How buyers use cap rates (smartly)


  • Screen deals fast: Compare stabilized cap rates across similar assets to see what merits a deeper look.

  • Stress test NOI: Verify vacancy assumptions, tax reset, management, and reserves—thin NOI = misleading cap.

  • Pair with DSCR: Even a “great” cap can fail lender tests if leases are short or expenses are underwritten differently. (See our DSCR explainer.)


How sellers use cap rates (to maximize net)


  • Price from stabilized NOI. Document a believable path (rent comps, TI/free-rent norms, timeline).

  • Show the story. Clear expenses, taxes after sale, and a leasing plan reduce retrades.

  • Invite multiple offers. A tight process often improves both price and terms—deposits, contingencies, estoppels.


Common mistakes with cap rates


  • Using pro-forma income only with no support.

  • Ignoring taxes after sale (assessed value reset can shrink NOI).

  • Comparing across apples and oranges (asset type/market/lease length).

  • Forgetting reserves and management in expenses.

  • Mixing trailing figures (last year) with next year’s projections.


Quick answers (FAQ)


Does cap rate include the mortgage?
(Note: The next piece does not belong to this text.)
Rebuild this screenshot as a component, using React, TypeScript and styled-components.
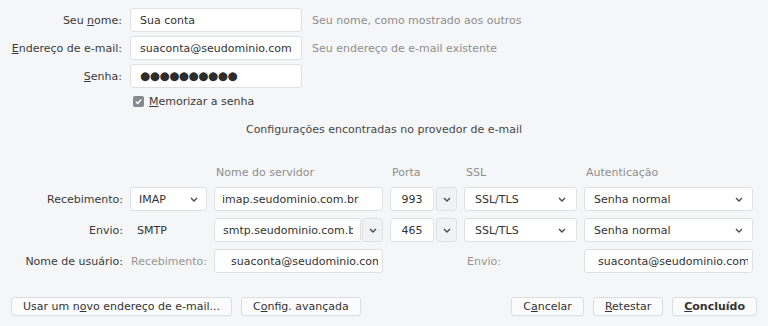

No—cap rate is before debt. Your loan shows up in cash-on-cash and DSCR, not cap rate.

Can cap rate be negative? If NOI is negative (expenses exceed income), yes—but that’s a sign to re-underwrite.

Is a higher cap rate always better? Not necessarily. It can signal more risk (location, vacancy, credit, capital needs). Look at NOI quality and lease terms.


Bottom line


Cap rate is a fast, financing-agnostic yardstick: NOI ÷ Price. Use it to compare similar properties, then dig into NOI quality, lease risk, and capital needs before deciding. Sellers should price off supported stabilized NOI; buyers should pair cap rate with cash-on-cash, IRR, and DSCR for the real picture.